Risk 5: Inadequate resilience engineering and disaster recovery design
Many ERP migration programs claim improved resilience simply because workloads are moving to a major cloud platform. That assumption is dangerous. Cloud infrastructure provides resilient building blocks, but enterprise resilience depends on architecture choices, operational runbooks, backup integrity, failover testing, and recovery sequencing across dependent systems. A finance ERP platform can still fail if databases replicate incorrectly, application tiers scale unevenly, or recovery procedures are undocumented.
Finance enterprises should define recovery time objectives and recovery point objectives at the business-process level, not just the server level. Payroll, payment processing, close management, and statutory reporting may each require different recovery priorities. Multi-zone deployment, cross-region replication, immutable backups, and tested restoration workflows should be aligned to those priorities. Disaster recovery exercises must include application validation, interface recovery, user access verification, and finance signoff rather than infrastructure failover alone.
| Architecture Decision | Operational Benefit | Tradeoff | Best Fit Scenario |
|---|---|---|---|
| Single-region highly available ERP stack | Lower complexity and cost | Regional outage remains a major risk | Moderate criticality workloads with strong backup strategy |
| Multi-zone production deployment | Improved local fault tolerance | Does not fully address region-wide disruption | Core ERP requiring high availability within one geography |
| Cross-region warm standby | Faster disaster recovery with lower cost than active-active | Requires tested failover orchestration | Finance enterprises balancing resilience and budget |
| Active-active regional architecture | Highest continuity and scalability potential | Complex data consistency and operational overhead | Very high transaction criticality and global operations |
Risk 6: Manual deployment practices increase cutover and post-migration instability
ERP environments often carry years of undocumented configuration changes, one-off scripts, and administrator knowledge that never became part of a formal release process. During migration, these manual practices create hidden dependencies and inconsistent environments across development, test, and production. The result is deployment drift, failed cutovers, and prolonged stabilization periods after go-live.

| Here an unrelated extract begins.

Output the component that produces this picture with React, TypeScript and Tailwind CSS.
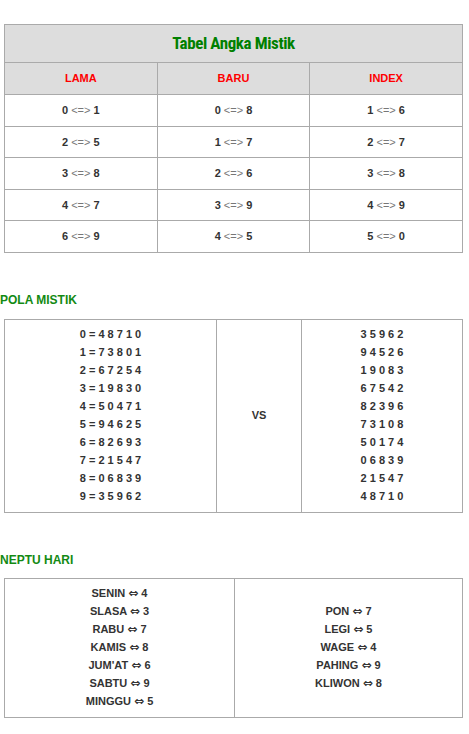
const rows = [
  ["0", "1", "0", "8", "1", "6"],
  ["2", "5", "1", "7", "2", "7"],
  ["3", "8", "2", "6", "3", "8"],
  ["4", "7", "3", "9", "4", "9"],
  ["6", "9", "4", "5", "5", "0"],
]

const polaLeft = [
  "0 = 4 8 7 1 0",
  "1 = 7 3 8 0 1",
  "2 = 6 7 2 5 4",
  "3 = 1 9 8 3 0",
  "4 = 5 0 4 7 1",
  "5 = 9 4 6 2 5",
  "6 = 8 2 6 9 3",
  "7 = 2 1 5 4 7",
  "8 = 0 6 8 3 9",
  "9 = 3 5 9 6 2",
]

const polaRight = [
  "3 5 9 6 2",
  "9 4 5 2 6",
  "1 9 0 8 3",
  "6 7 5 4 2",
  "8 2 3 9 6",
  "7 3 1 0 8",
  "5 0 1 7 4",
  "0 6 8 3 9",
  "2 1 5 4 7",
  "4 8 7 1 0",
]

const hari = [
  ["SENIN", "4"],
  ["SLASA", "3"],
  ["RABU", "7"],
  ["KAMIS", "8"],
  ["JUM'AT", "6"],
  ["SABTU", "9"],
  ["MINGGU", "5"],
]

const pasaran = [
  ["PON", "7"],
  ["LEGI", "5"],
  ["WAGE", "4"],
  ["PAHING", "9"],
  ["KLIWON", "8"],
]

function Pair({ a, b }: { a: string; b: string }) {
  return (
    <span>
      {a} <span className="font-normal text-[#777]">&lt;=&gt;</span> {b}
    </span>
  )
}

function Neptu({ d, n }: { d: string; n: string }) {
  return (
    <div className="h-[18px]">
      {d} <span className="font-['DejaVu_Sans',sans-serif] text-[12px] leading-none">⇔</span> {n}
    </div>
  )
}

export default function App() {
  return (
    <div className="w-[469px] bg-white pt-[24px] pb-[16px] text-[11px] font-bold text-[#333] font-['Liberation_Sans',Arial,sans-serif]">
      {/* tabel angka mistik */}
      <table className="mx-[4px] w-[459px] border-collapse border border-[#aaa] table-fixed">
        <thead>
          <tr className="bg-[#ddd]">
            <th
              colSpan={3}
              className="h-[38px] border border-[#aaa] text-center text-[17px] font-bold text-[#008000] font-['Roboto_Condensed','Liberation_Sans_Narrow',Roboto,sans-serif] font-stretch-condensed tracking-[-0.4px]"
            >
              Tabel Angka Mistik
            </th>
          </tr>
          <tr className="bg-[#ddd]">
            <th className="h-[32px] border border-[#aaa] font-bold text-[#ff0000]">LAMA</th>
            <th className="h-[32px] border border-[#aaa] font-bold text-[#ff0000]">BARU</th>
            <th className="h-[32px] border border-[#aaa] font-bold text-[#ff0000]">INDEX</th>
          </tr>
        </thead>
        <tbody>
          {rows.map((r, i) => (
            <tr key={i}>
              <td className="h-[31.5px] border border-[#aaa] text-center">
                <Pair a={r[0]} b={r[1]} />
              </td>
              <td className="h-[31.5px] border border-[#aaa] text-center">
                <Pair a={r[2]} b={r[3]} />
              </td>
              <td className="h-[31.5px] border border-[#aaa] text-center">
                <Pair a={r[4]} b={r[5]} />
              </td>
            </tr>
          ))}
        </tbody>
      </table>

      {/* pola mistik */}
      <h3 className="mt-[40px] mb-[12px] text-[12px] font-bold leading-[14px] text-[#138a13]">POLA MISTIK</h3>
      <table className="mx-[4px] w-[459px] border-collapse border border-[#aaa] table-fixed">
        <tbody>
          <tr>
            <td className="w-[212px] border border-[#aaa] pt-[5px] pb-[7px] text-center align-middle leading-[18px]">
              {polaLeft.map((l) => (
                <div key={l}>{l}</div>
              ))}
            </td>
            <td className="w-[85px] border border-[#aaa] text-center align-middle">VS</td>
            <td className="border border-[#aaa] pt-[5px] pb-[7px] text-center align-middle leading-[18px]">
              {polaRight.map((l) => (
                <div key={l}>{l}</div>
              ))}
            </td>
          </tr>
        </tbody>
      </table>

      {/* neptu hari */}
      <h3 className="mt-[40px] mb-[11px] text-[12px] font-bold leading-[14px] text-[#138a13]">NEPTU HARI</h3>
      <table className="mx-[4px] w-[459px] border-collapse border border-[#aaa] table-fixed">
        <tbody>
          <tr>
            <td className="w-[230px] border border-[#aaa] pt-[5px] pb-[7px] text-center align-middle leading-[18px]">
              {hari.map(([d, n]) => (
                <Neptu key={d} d={d} n={n} />
              ))}
            </td>
            <td className="border border-[#aaa] pt-[5px] pb-[7px] text-center align-middle leading-[18px]">
              {pasaran.map(([d, n]) => (
                <Neptu key={d} d={d} n={n} />
              ))}
            </td>
          </tr>
        </tbody>
      </table>
    </div>
  )
}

DevOps modernization is a major risk reducer for ERP hosting migration. Infrastructure as code, configuration management, automated environment provisioning, and release pipelines make ERP deployment patterns repeatable and auditable. Even when the ERP application itself is not fully cloud-native, the surrounding infrastructure can still be standardized through templates, automated patching, secrets management, and controlled release workflows. This improves rollback capability and shortens recovery time when changes fail.
Risk 7: Limited observability leaves operations teams blind after migration
A migrated ERP platform can appear healthy at the infrastructure layer while finance users experience slow posting, failed integrations, delayed reports, or intermittent login issues. Traditional monitoring focused on CPU and memory is not enough for enterprise cloud operations. Finance enterprises need infrastructure observability that connects application performance, database behavior, integration health, identity events, and business transaction outcomes.
A mature observability model should include centralized logs, metrics, traces, synthetic transaction tests, and service dashboards aligned to finance processes. Operations teams should be able to see whether invoice posting latency increased after a storage change, whether a batch interface missed its SLA, or whether authentication failures are concentrated in one region. This visibility is critical during migration waves, hypercare periods, and future optimization cycles.
A practical migration blueprint for finance ERP modernization
A lower-risk ERP hosting migration typically follows a staged model. First, establish the cloud foundation: landing zones, identity, network architecture, logging, backup, policy enforcement, and cost controls. Second, map application and integration dependencies in detail, including batch schedules, file transfers, reporting jobs, and external interfaces. Third, build standardized environments through infrastructure automation and validate them with security and operations teams before any production data is moved.
Fourth, execute data migration rehearsals and business reconciliation tests, not just technical transfer tests. Fifth, run controlled cutover simulations with rollback criteria, stakeholder communications, and command-center procedures. Sixth, maintain a hypercare phase with enhanced observability, finance process monitoring, and rapid issue triage. This sequence turns migration into a governed program rather than a one-time infrastructure event.
- Design the target cloud ERP architecture around business continuity, not only hosting efficiency.
- Automate environment builds and deployment orchestration before production migration begins.
- Validate finance process outcomes through parallel runs and reconciliation automation.
- Test disaster recovery with real application dependencies and finance user acceptance.
- Use observability dashboards tied to close cycles, payment runs, and integration SLAs.
- Apply cost governance early to avoid overprovisioned ERP estates after migration.
Executive recommendations for reducing ERP hosting migration risk
CIOs and CTOs should sponsor ERP migration as an enterprise platform modernization initiative with finance leadership embedded in decision making. This ensures architecture, controls, and recovery priorities reflect business criticality rather than generic infrastructure standards. A cross-functional steering model is especially important where ERP supports multiple legal entities, regions, or regulated reporting obligations.
Investment should prioritize reusable capabilities over one-time project work. Landing zones, policy as code, observability frameworks, deployment pipelines, and resilience testing practices create long-term operational ROI across ERP, analytics, and adjacent enterprise applications. For finance enterprises, the goal is not only a successful migration but a more governable, scalable, and resilient operating environment that supports future cloud-native modernization.
SysGenPro's perspective is that ERP hosting migration succeeds when enterprises combine cloud architecture discipline with operational realism. The right strategy balances governance, resilience, automation, interoperability, and cost control. That is what turns ERP cloud migration from a risky infrastructure move into a durable enterprise transformation.